La novità delle sue dimissioni è densa di implicazioni anche in chiave ecumenica. Già Giovanni Paolo II aveva invitato i teologi a ripensare il primato di Pietro in chiave ecumenica (Ut unun sint). Ora è fuor di dubbio che la riflessione teologica sulle dimissioni di Benedetto XVI apre nuove promettenti strade in questa direzione. D’altro canto, la visione sacrale e monarchica del papato è un portato della Chiesa medievale, rinvigorito dall’ultramontanismo dell’Ottocento. Privato il papa del potere temporale, si è sostituito il papa-re con il papa angelico, etereo, irraggiungibile. La desacralizzazione della figura del papa è iniziata col Concilio ed è frutto della svolta antropologica. Da allora non si è più arrestata, nonostante le nostalgie dei tradizionalisti. Da questo punto di vista, Giovanni Paolo II ha dato un colpo netto all’immagine di un papa ingessato nel proprio ruolo.
Cristo e la Chiesa al centro.
L’ultimo dato teologico è la centratura su Cristo e sul bene della Chiesa. Le dimissioni vanno inquadrate in una visione cristocentrica del papato, ecclesiocentrica non gerarcocentrica, sono state date per il bene primario della Chiesa. Che non è del papa ma di Cristo. Anche quando il Signore sembra dormire, «ho sempre saputo che in quella barca c’è il Signore e ho sempre saputo che la barca della Chiesa non è mia, non è nostra, ma è sua.
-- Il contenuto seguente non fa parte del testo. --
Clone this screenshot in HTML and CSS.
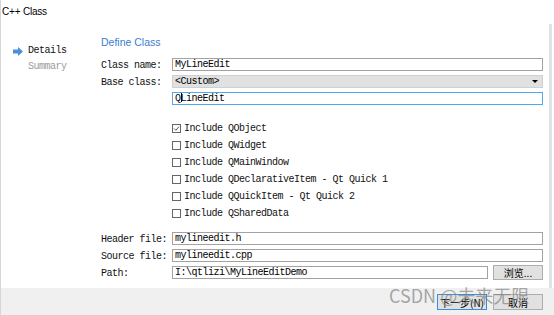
FILE: index.html
```html
<!DOCTYPE html>
<html>
<head>
<meta charset="utf-8">
<link rel="stylesheet" href="styles.css">
</head>
<body>
<div class="window">
  <div class="title">C++ Class</div>
  <div class="main">
    <nav class="nav">
      <div class="step current">
        <svg class="arrow" width="10" height="9" viewBox="0 0 10 9"><path d="M0 2.5H5V0L10 4.5L5 9V6.5H0Z" fill="#4a8fd8"/></svg>
        <span>Details</span>
      </div>
      <div class="step muted"><span class="arrow-space"></span><span>Summary</span></div>
    </nav>
    <section class="content">
      <h1 class="heading">Define Class</h1>
      <div class="rows">
        <div class="row"><span class="label">Class name:</span><div class="field">MyLineEdit</div></div>
        <div class="row"><span class="label">Base class:</span><div class="field combo">&lt;Custom&gt;<span class="caret"></span></div></div>
        <div class="row"><span class="label"></span><div class="field focus">Q<span class="cursor"></span>LineEdit</div></div>
      </div>
      <div class="checks">
        <div class="check"><svg class="box" width="9" height="9" viewBox="0 0 9 9"><rect x="0.5" y="0.5" width="8" height="8" fill="#fff" stroke="#666"/><path d="M2 4.5L3.8 6.3L7 2.6" fill="none" stroke="#555" stroke-width="1"/></svg><span>Include QObject</span></div>
        <div class="check"><svg class="box" width="9" height="9" viewBox="0 0 9 9"><rect x="0.5" y="0.5" width="8" height="8" fill="#fff" stroke="#666"/></svg><span>Include QWidget</span></div>
        <div class="check"><svg class="box" width="9" height="9" viewBox="0 0 9 9"><rect x="0.5" y="0.5" width="8" height="8" fill="#fff" stroke="#666"/></svg><span>Include QMainWindow</span></div>
        <div class="check"><svg class="box" width="9" height="9" viewBox="0 0 9 9"><rect x="0.5" y="0.5" width="8" height="8" fill="#fff" stroke="#666"/></svg><span>Include QDeclarativeItem - Qt Quick 1</span></div>
        <div class="check"><svg class="box" width="9" height="9" viewBox="0 0 9 9"><rect x="0.5" y="0.5" width="8" height="8" fill="#fff" stroke="#666"/></svg><span>Include QQuickItem - Qt Quick 2</span></div>
        <div class="check"><svg class="box" width="9" height="9" viewBox="0 0 9 9"><rect x="0.5" y="0.5" width="8" height="8" fill="#fff" stroke="#666"/></svg><span>Include QSharedData</span></div>
      </div>
      <div class="rows lower">
        <div class="row"><span class="label">Header file:</span><div class="field">mylineedit.h</div></div>
        <div class="row"><span class="label">Source file:</span><div class="field">mylineedit.cpp</div></div>
        <div class="row"><span class="label">Path:</span><div class="field">I:\qtlizi\MyLineEditDemo</div><button class="btn browse">浏览...</button></div>
      </div>
    </section>
  </div>
  <footer class="footer">
    <button class="btn primary">下一步(N)</button>
    <button class="btn">取消</button>
  </footer>
  <div class="watermark">CSDN @未来无限</div>
</div>
</body>
</html>
```
FILE: styles.css
```css
* { box-sizing: border-box; }
html, body { margin: 0; padding: 0; background: #fff; }
.window {
  position: relative;
  width: 554px;
  height: 315px;
  border-left: 1px solid #d6d6d6;
  display: flex;
  flex-direction: column;
  overflow: hidden;
  font-family: "Liberation Mono", monospace;
  font-size: 10px;
  letter-spacing: -0.5px;
  color: #111;
}
.title {
  height: 24px;
  line-height: 24px;
  padding-left: 1px;
  font-family: "Liberation Sans", Arial, sans-serif;
  font-size: 10px;
  letter-spacing: -0.2px;
  color: #000;
}
.main {
  flex: 1;
  display: flex;
  border-right: 3px solid #e2e2e2;
  margin-right: 2px;
}
.nav {
  width: 100px;
  padding-top: 19px;
  padding-left: 12px;
}
.step {
  display: flex;
  align-items: center;
  height: 16px;
  line-height: 16px;
}
.arrow { margin-right: 5px; flex: none; }
.arrow-space { width: 10px; margin-right: 5px; flex: none; }
.muted { color: #9a9a9a; }
.content {
  flex: 1;
  padding-right: 6px;
  padding-top: 11px;
}
.heading {
  margin: 0;
  height: 14px;
  line-height: 14px;
  font-family: "Liberation Sans", Arial, sans-serif;
  font-size: 10.5px;
  font-weight: normal;
  letter-spacing: 0;
  color: #3b7dd0;
}
.rows { margin-top: 9px; display: flex; flex-direction: column; gap: 4px; }
.rows.lower { margin-top: 10px; }
.row { display: flex; align-items: center; height: 13px; line-height: 13px; }
.label { width: 71px; flex: none; white-space: pre; padding-top: 2px; }
.field {
  position: relative;
  flex: 1;
  height: 13px;
  line-height: 12px;
  padding-left: 2px;
  border: 1px solid #a2a2a2;
  background: #fff;
  white-space: pre;
  color: #000;
}
.combo { background: #e1e1e1; border-color: #d0d0d0; }
.caret {
  position: absolute;
  right: 4px;
  top: 4px;
  width: 0;
  height: 0;
  border-left: 3px solid transparent;
  border-right: 3px solid transparent;
  border-top: 3px solid #000;
}
.focus { border-color: #56a6e8; }
.cursor { display: inline-block; width: 1px; height: 9px; background: #000; vertical-align: -1px; margin-right: -1px; }
.checks { margin-top: 15px; margin-left: 71px; }
.check { display: flex; align-items: center; height: 17px; }
.box { margin-right: 3px; flex: none; }
.btn {
  height: 15px;
  width: 50px;
  padding: 0;
  border: 1px solid #adadad;
  background: #e1e1e1;
  font-family: "Noto Sans CJK SC", sans-serif;
  font-size: 10px;
  letter-spacing: 0;
  line-height: 13px;
  color: #000;
}
.browse { margin-left: 5px; height: 15px; flex: none; }
.footer {
  height: 27px;
  background: #f0f0f0;
  display: flex;
  justify-content: flex-end;
  gap: 6px;
  padding-top: 6px;
  padding-right: 11px;
}
.footer .btn { height: 16px; }
.primary { border-color: #3c8ddc; }
.watermark {
  position: absolute;
  left: 388px;
  top: 284px;
  font-family: "Noto Sans CJK SC", "Liberation Sans", sans-serif;
  font-size: 18px;
  letter-spacing: 0;
  line-height: 22px;
  color: rgba(130, 130, 130, 0.7);
  white-space: nowrap;
}
```
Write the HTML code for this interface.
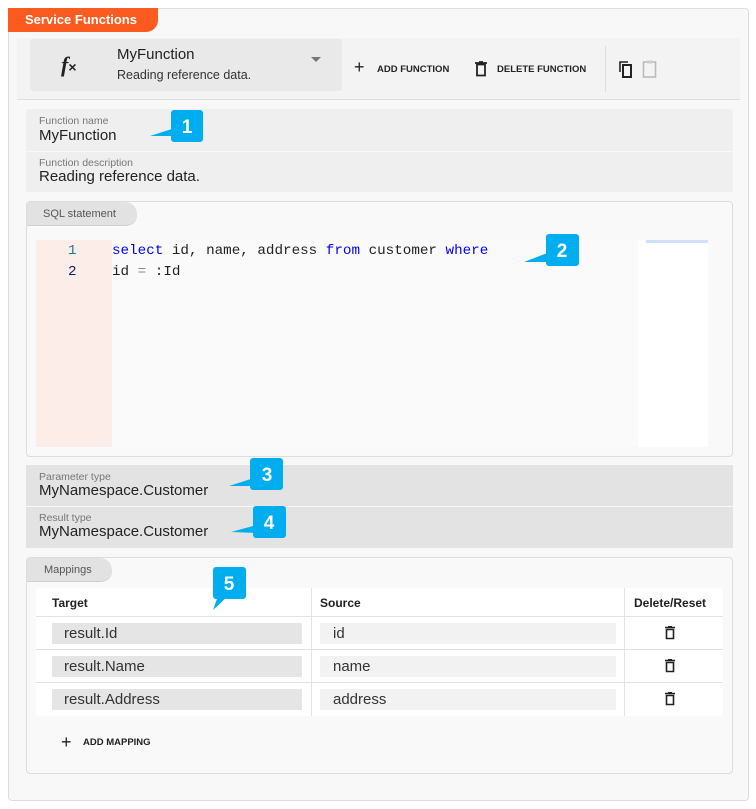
<!DOCTYPE html>
<html><head><style>
*{box-sizing:border-box;margin:0;padding:0}
body{width:756px;height:809px;background:#fff;font-family:"Liberation Sans",Roboto,sans-serif;position:relative;overflow:hidden;color:#222}
.a{position:absolute}
.mono{font-family:"Liberation Mono",monospace}
.lbl{font-size:10.5px;color:#777}
.val{font-size:15px;color:#222}
.tab{background:#e2e2e2;font-size:11px;color:#555;border-top-right-radius:12px;border-bottom-right-radius:12px 10px;padding:6px 0 0 16px;border-bottom:1px solid #d0d0d0}
.hd{font-size:12px;font-weight:bold;color:#222}
.inp{background:#e5e5e5;font-size:15px;color:#333;padding:2px 0 0 12px;height:21px}
.inp2{background:#f2f2f2;font-size:15px;color:#333;padding:2px 0 0 13px;height:21px}
.hl{height:1px;background:#e3e3e3}
</style></head><body>
<div class="a" style="left:8px;top:8px;width:741px;height:793px;border:1px solid #ddd;border-radius:4px;background:#f8f8f8"></div>
<div class="a" style="left:8px;top:8px;width:150px;height:24px;background:#fb5b1f;border-bottom-right-radius:12px;color:#fff;font-weight:bold;font-size:13px;padding:4px 0 0 17px">Service Functions</div>
<div class="a" style="left:17px;top:38px;width:723px;height:62px;background:#f3f3f3;border-bottom:1px solid #ddd"></div>
<div class="a" style="left:30px;top:39px;width:312px;height:52px;background:#e9e9e9;border-radius:3px"></div>
<div class="a" style="left:61px;top:52px;font-size:22px;font-family:'Liberation Serif',serif;font-style:italic;font-weight:bold">f<span style="font-size:14px;font-style:normal;font-family:'Liberation Sans'">×</span></div>
<div class="a" style="left:117px;top:46px;font-size:15px;color:#222">MyFunction</div>
<div class="a" style="left:117px;top:68px;font-size:12.5px;color:#333">Reading reference data.</div>
<div class="a" style="left:311px;top:57px;width:0;height:0;border-left:5px solid transparent;border-right:5px solid transparent;border-top:5px solid #777"></div>
<div class="a" style="left:354px;top:58px;font-size:18px;line-height:18px">+</div>
<div class="a" style="left:377px;top:64px;font-size:9.5px;font-weight:bold;color:#222">ADD FUNCTION</div>
<svg class="a" style="left:474px;top:61px" width="14" height="16" viewBox="0 0 14 16"><path d="M1 2h12M5 1h4M3 3.5h8v11H3z" fill="none" stroke="#222" stroke-width="1.8"/></svg>
<div class="a" style="left:497px;top:64px;font-size:9.5px;font-weight:bold;color:#222">DELETE FUNCTION</div>
<div class="a" style="left:605px;top:46px;width:1px;height:46px;background:#ddd"></div>
<svg class="a" style="left:618px;top:60px" width="18" height="20" viewBox="0 0 18 20"><path d="M2 12V2h8" fill="none" stroke="#222" stroke-width="1.6"/><rect x="5" y="5" width="8" height="12" fill="none" stroke="#222" stroke-width="2"/></svg>
<svg class="a" style="left:642px;top:59px" width="16" height="20" viewBox="0 0 16 20"><rect x="1.5" y="3" width="12" height="15" fill="none" stroke="#bbb" stroke-width="1.6"/><rect x="5" y="1.5" width="5" height="3" fill="#ccc"/></svg>
<div class="a" style="left:26px;top:109px;width:707px;height:42px;background:#efefef;border-radius:3px 3px 0 0"></div>
<div class="a lbl" style="left:39px;top:115px">Function name</div>
<div class="a val" style="left:39px;top:127px">MyFunction</div>
<div class="a" style="left:26px;top:152px;width:707px;height:40px;background:#efefef"></div>
<div class="a lbl" style="left:39px;top:157px">Function description</div>
<div class="a val" style="left:39px;top:168px">Reading reference data.</div>
<div class="a" style="left:26px;top:201px;width:707px;height:256px;border:1px solid #ddd;border-radius:4px;background:#f9f9f9"></div>
<div class="a tab" style="left:27px;top:202px;width:110px;height:24px">SQL statement</div>
<div class="a" style="left:36px;top:240px;width:76px;height:207px;background:#fdede8"></div>
<div class="a" style="left:112px;top:240px;width:526px;height:207px;background:#fafafa"></div>
<div class="a" style="left:638px;top:240px;width:70px;height:207px;background:#fff"></div>
<div class="a" style="left:646px;top:240px;width:62px;height:3px;background:#cfe0ff"></div>
<div class="a mono" style="left:68px;top:241px;font-size:14.25px;color:#237893;line-height:21px">1<br><span style="color:#0b216f">2</span></div>
<div class="a mono" style="left:112px;top:241px;font-size:14.25px;line-height:21px;white-space:pre;color:#222"><span style="color:#00f">select</span> id, name, address <span style="color:#00f">from</span> customer <span style="color:#00f">where</span>
id <span style="color:#888">=</span> :Id</div>
<div class="a" style="left:26px;top:465px;width:707px;height:41px;background:#e3e3e3"></div>
<div class="a lbl" style="left:39px;top:471px">Parameter type</div>
<div class="a val" style="left:39px;top:482px">MyNamespace.Customer</div>
<div class="a" style="left:26px;top:507px;width:707px;height:41px;background:#e3e3e3"></div>
<div class="a lbl" style="left:39px;top:512px">Result type</div>
<div class="a val" style="left:39px;top:523px">MyNamespace.Customer</div>
<div class="a" style="left:26px;top:557px;width:707px;height:217px;border:1px solid #ddd;border-radius:4px;background:#f9f9f9"></div>
<div class="a tab" style="left:27px;top:558px;width:85px;height:24px;padding-left:17px">Mappings</div>
<div class="a" style="left:36px;top:588px;width:687px;height:128px;background:#fff;border-radius:4px"></div>
<div class="a hd" style="left:52px;top:596px">Target</div>
<div class="a hd" style="left:320px;top:596px">Source</div>
<div class="a hd" style="left:634px;top:596px">Delete/Reset</div>
<div class="a" style="left:311px;top:588px;width:1px;height:128px;background:#e3e3e3"></div>
<div class="a" style="left:624px;top:588px;width:1px;height:128px;background:#e3e3e3"></div>
<div class="a hl" style="left:36px;top:616px;width:687px"></div>
<div class="a hl" style="left:36px;top:649px;width:687px"></div>
<div class="a hl" style="left:36px;top:682px;width:687px"></div>
<div class="a inp" style="left:52px;top:623px;width:250px">result.Id</div>
<div class="a inp" style="left:52px;top:656px;width:250px">result.Name</div>
<div class="a inp" style="left:52px;top:689px;width:250px">result.Address</div>
<div class="a inp2" style="left:320px;top:623px;width:296px">id</div>
<div class="a inp2" style="left:320px;top:656px;width:296px">name</div>
<div class="a inp2" style="left:320px;top:689px;width:296px">address</div>
<svg class="a" style="left:664px;top:626px" width="12" height="14" viewBox="0 0 12 14"><path d="M1 1.5h10M4 .8h4M2.5 3.5h7v9h-7z" fill="none" stroke="#222" stroke-width="1.6"/></svg>
<svg class="a" style="left:664px;top:659px" width="12" height="14" viewBox="0 0 12 14"><path d="M1 1.5h10M4 .8h4M2.5 3.5h7v9h-7z" fill="none" stroke="#222" stroke-width="1.6"/></svg>
<svg class="a" style="left:664px;top:692px" width="12" height="14" viewBox="0 0 12 14"><path d="M1 1.5h10M4 .8h4M2.5 3.5h7v9h-7z" fill="none" stroke="#222" stroke-width="1.6"/></svg>
<div class="a" style="left:61px;top:733px;font-size:18px;line-height:18px">+</div>
<div class="a" style="left:83px;top:737px;font-size:9.5px;font-weight:bold;color:#222">ADD MAPPING</div>
<svg class="a" style="left:0;top:0" width="756" height="809">
<g fill="#00aeef">
<path d="M150 136 L175 128 L175 136 Z"/><rect x="171" y="110" width="32" height="32" rx="3"/>
<path d="M524 262 L550 252 L550 262 Z"/><rect x="546" y="234" width="33" height="32" rx="3"/>
<path d="M229 486 L254 478 L254 486 Z"/><rect x="250" y="458" width="33" height="32" rx="3"/>
<path d="M231 532 L257 525 L257 533 Z"/><rect x="253" y="506" width="33" height="32" rx="3"/>
<path d="M213 610 L218 596 L228 596 Z"/><rect x="213" y="567" width="33" height="32" rx="3"/>
</g>
<g fill="#fff" font-family="Liberation Sans" font-weight="bold" font-size="19" text-anchor="middle">
<text x="187" y="133">1</text><text x="562" y="257">2</text><text x="267" y="481">3</text><text x="269" y="529">4</text><text x="229" y="590">5</text>
</g>
</svg>
</body></html>
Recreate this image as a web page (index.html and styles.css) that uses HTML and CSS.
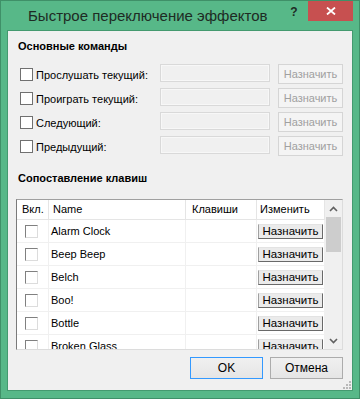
FILE: index.html
```html
<!DOCTYPE html>
<html lang="ru">
<head>
<meta charset="utf-8">
<title>Быстрое переключение эффектов</title>
<link rel="stylesheet" href="styles.css">
</head>
<body>
<div class="window">
  <div class="titlebar">
    <span class="title">Быстрое переключение эффектов</span>
    <span class="help">?</span>
    <span class="close"><svg width="10" height="8" viewBox="0 0 10 8"><path d="M1 0.5 L9 7.5 M9 0.5 L1 7.5" stroke="#fff" stroke-width="1.8" fill="none"/></svg></span>
  </div>
  <div class="frame">
    <div class="heading h-main">Основные команды</div>
    <div class="cmds">
      <div class="cmd"><div class="chk"><span class="cbox"></span><span class="ltext">Прослушать текущий:</span></div><span class="field"></span><span class="btn-dis">Назначить</span></div>
      <div class="cmd"><div class="chk"><span class="cbox"></span><span class="ltext">Проиграть текущий:</span></div><span class="field"></span><span class="btn-dis">Назначить</span></div>
      <div class="cmd"><div class="chk"><span class="cbox"></span><span class="ltext">Следующий:</span></div><span class="field"></span><span class="btn-dis">Назначить</span></div>
      <div class="cmd"><div class="chk"><span class="cbox"></span><span class="ltext">Предыдущий:</span></div><span class="field"></span><span class="btn-dis">Назначить</span></div>
    </div>
    <div class="heading h-map">Сопоставление клавиш</div>
    <div class="list">
      <div class="list-main">
        <div class="hdr">
          <div class="hcell w1 p1">Вкл.</div>
          <div class="hcell w2 p2">Name</div>
          <div class="hcell w3 p3">Клавиши</div>
          <div class="hcell w4 p4">Изменить</div>
        </div>
        <div class="row"><div class="cell w1 ccell"><span class="lbox"></span></div><div class="cell w2 ncell">Alarm Clock</div><div class="cell w3"></div><div class="cell w4 bcell"><span class="rbtn">Назначить</span></div></div>
        <div class="row"><div class="cell w1 ccell"><span class="lbox"></span></div><div class="cell w2 ncell">Beep Beep</div><div class="cell w3"></div><div class="cell w4 bcell"><span class="rbtn">Назначить</span></div></div>
        <div class="row"><div class="cell w1 ccell"><span class="lbox"></span></div><div class="cell w2 ncell">Belch</div><div class="cell w3"></div><div class="cell w4 bcell"><span class="rbtn">Назначить</span></div></div>
        <div class="row"><div class="cell w1 ccell"><span class="lbox"></span></div><div class="cell w2 ncell">Boo!</div><div class="cell w3"></div><div class="cell w4 bcell"><span class="rbtn">Назначить</span></div></div>
        <div class="row"><div class="cell w1 ccell"><span class="lbox"></span></div><div class="cell w2 ncell">Bottle</div><div class="cell w3"></div><div class="cell w4 bcell"><span class="rbtn">Назначить</span></div></div>
        <div class="row"><div class="cell w1 ccell"><span class="lbox"></span></div><div class="cell w2 ncell">Broken Glass</div><div class="cell w3"></div><div class="cell w4 bcell"><span class="rbtn">Назначить</span></div></div>
      </div>
      <div class="vscroll">
        <div class="arrow"><svg width="9" height="6" viewBox="0 0 9 6"><path d="M1 5 L4.5 1.5 L8 5" stroke="#606060" stroke-width="1.6" fill="none"/></svg></div>
        <div class="thumb"></div>
        <div class="track"></div>
        <div class="arrow"><svg width="9" height="6" viewBox="0 0 9 6"><path d="M1 1 L4.5 4.5 L8 1" stroke="#606060" stroke-width="1.6" fill="none"/></svg></div>
      </div>
    </div>
    <div class="footer">
      <button class="btn default">OK</button>
      <button class="btn">Отмена</button>
    </div>
    <svg class="grip" width="8" height="8" viewBox="0 0 8 8">
      <rect x="6" y="0" width="2" height="2" fill="#b9b9b9"/>
      <rect x="3" y="3" width="2" height="2" fill="#b9b9b9"/>
      <rect x="6" y="3" width="2" height="2" fill="#b9b9b9"/>
      <rect x="0" y="6" width="2" height="2" fill="#b9b9b9"/>
      <rect x="3" y="6" width="2" height="2" fill="#b9b9b9"/>
      <rect x="6" y="6" width="2" height="2" fill="#b9b9b9"/>
    </svg>
  </div>
</div>
</body>
</html>
```
FILE: styles.css
```css
* { box-sizing: border-box; margin: 0; padding: 0; }
body {
  margin: 0;
  background: #fff;
  font-family: "Liberation Sans", Arial, sans-serif;
  font-size: 11px;
  color: #000;
}
.window {
  width: 360px;
  height: 399px;
  background: #57b888;
  border: 1px solid #3f9068;
  display: flex;
  flex-direction: column;
}
.titlebar {
  height: 29px;
  display: flex;
  align-items: flex-start;
  padding-left: 27px;
}
.title {
  font-size: 15px;
  line-height: 17px;
  margin-top: 6px;
  color: #1e2b24;
}
.help {
  margin-left: auto;
  width: 16px;
  text-align: center;
  font-weight: bold;
  font-size: 12px;
  line-height: 14px;
  margin-top: 4px;
  margin-right: 6px;
  color: #1e2b24;
}
.close {
  width: 45px;
  height: 20px;
  background: #c75050;
  margin-right: 6px;
  display: flex;
  align-items: center;
  justify-content: center;
}
.frame {
  position: relative;
  margin: 0 6px 7px;
  flex: 1;
  border: 1px solid #449a6f;
  background: #f0f0f0;
  display: flex;
  flex-direction: column;
}
.heading {
  font-weight: bold;
  line-height: 13px;
  padding-left: 10px;
}
.h-main { margin-top: 9px; }
.h-map { margin-top: 16px; }
.cmds {
  margin-top: 11px;
  padding-left: 12px;
  display: flex;
  flex-direction: column;
  gap: 4px;
}
.cmd {
  display: flex;
  align-items: flex-start;
  height: 20px;
}
.chk {
  width: 140px;
  display: flex;
  align-items: flex-start;
  gap: 3px;
}
.cbox {
  width: 13px;
  height: 13px;
  margin-top: 4px;
  border: 1px solid #707070;
  background: #fff;
}
.ltext {
  line-height: 13px;
  margin-top: 5px;
}
.field {
  width: 110px;
  height: 18px;
  border: 1px solid #d9d9d9;
  box-shadow: inset 0 0 0 1px #f7f7f7;
}
.btn-dis {
  width: 65px;
  height: 20px;
  margin-left: 8px;
  border: 1px solid #d5d5d5;
  background: #f4f4f4;
  color: #a0a0a0;
  display: flex;
  align-items: center;
  justify-content: center;
}
.list {
  margin: 14px 9px 0 8px;
  height: 151px;
  border: 1px solid;
  border-color: #a0a0a0 #dcdcdc #dcdcdc #7a7a7a;
  background: #fff;
  display: flex;
}
.list-main {
  width: 308px;
  overflow: hidden;
}
.hdr {
  display: flex;
  height: 20px;
  border-bottom: 1px solid #e5e5e5;
}
.hcell {
  border-right: 1px solid #e5e5e5;
  line-height: 19px;
  white-space: nowrap;
}
.w1 { width: 32px; }
.w2 { width: 137px; }
.w3 { width: 71px; }
.w4 { width: 68px; }
.p1 { padding-left: 5px; }
.p2 { padding-left: 4px; }
.p3 { padding-left: 6px; }
.p4 { padding-left: 3px; }
.row {
  display: flex;
  height: 23px;
  flex-shrink: 0;
  border-bottom: 1px solid #f0f0f0;
}
.cell {
  border-right: 1px solid #f0f0f0;
  height: 22px;
}
.ccell {
  padding-left: 8px;
  display: flex;
  align-items: center;
}
.lbox {
  width: 13px;
  height: 13px;
  border: 1px solid;
  border-color: #808080 #dcdcdc #dcdcdc #808080;
  background: #fff;
}
.ncell {
  padding-left: 2px;
  line-height: 22px;
  white-space: nowrap;
}
.bcell {
  display: flex;
  align-items: center;
  padding-left: 1px;
}
.rbtn {
  width: 65px;
  height: 15px;
  border: 1px solid;
  border-color: #e3e3e3 #696969 #696969 #a0a0a0;
  background: #ebebeb;
  font-size: 11.5px;
  line-height: 13px;
  text-align: center;
}
.vscroll {
  width: 17px;
  background: #f0f0f0;
  display: flex;
  flex-direction: column;
}
.arrow {
  height: 17px;
  display: flex;
  align-items: center;
  justify-content: center;
}
.thumb {
  height: 35px;
  margin: 0 1px;
  background: #cdcdcd;
}
.track { flex: 1; }
.footer {
  margin-top: 7px;
  padding-right: 9px;
  display: flex;
  justify-content: flex-end;
  gap: 7px;
}
.btn {
  width: 73px;
  height: 22px;
  border: 1px solid #acacac;
  background: linear-gradient(#f0f0f0, #e5e5e5);
  font-family: "Liberation Sans", Arial, sans-serif;
  font-size: 12px;
  color: #000;
}
.btn.default { border-color: #3399ff; }
.grip {
  position: absolute;
  right: 1px;
  bottom: 1px;
}
```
E il Signore non la lascia affondare; è Lui che la conduce, certamente anche attraverso gli uomini che ha scelto, perché così ha voluto».
Più volte Benedetto XVI ha insistito, e mercoledì 27 febbraio lo ha ribadito, che la Chiesa che non è «un’organizzazione, un’associazione per fini religiosi o umanitari, ma un corpo vivo, una comunione di fratelli e sorelle nel Corpo di Gesù Cristo, che ci unisce tutti», che ha la sua forza nella Parola di verità del Vangelo.
Di qui l’invito a lasciarsi andare nelle mani di Dio, a «rinnovare la ferma fiducia nel Signore, ad affidarci come bambini nelle braccia di Dio, certi che quelle braccia ci sostengono sempre e sono ciò che ci permette di camminare ogni giorno, anche nella fatica. Vorrei che ognuno si sentisse amato da quel Dio che ha donato il suo Figlio per noi e che ci ha mostrato il suo amore senza confini. Vorrei che ognuno sentisse la gioia di essere cristiano». Parole che sono il degno sigillo a un pontificato vissuto sotto il segno dell’umiltà.
Questo l’ultimo, densissimo, magistero di Benedetto XVI.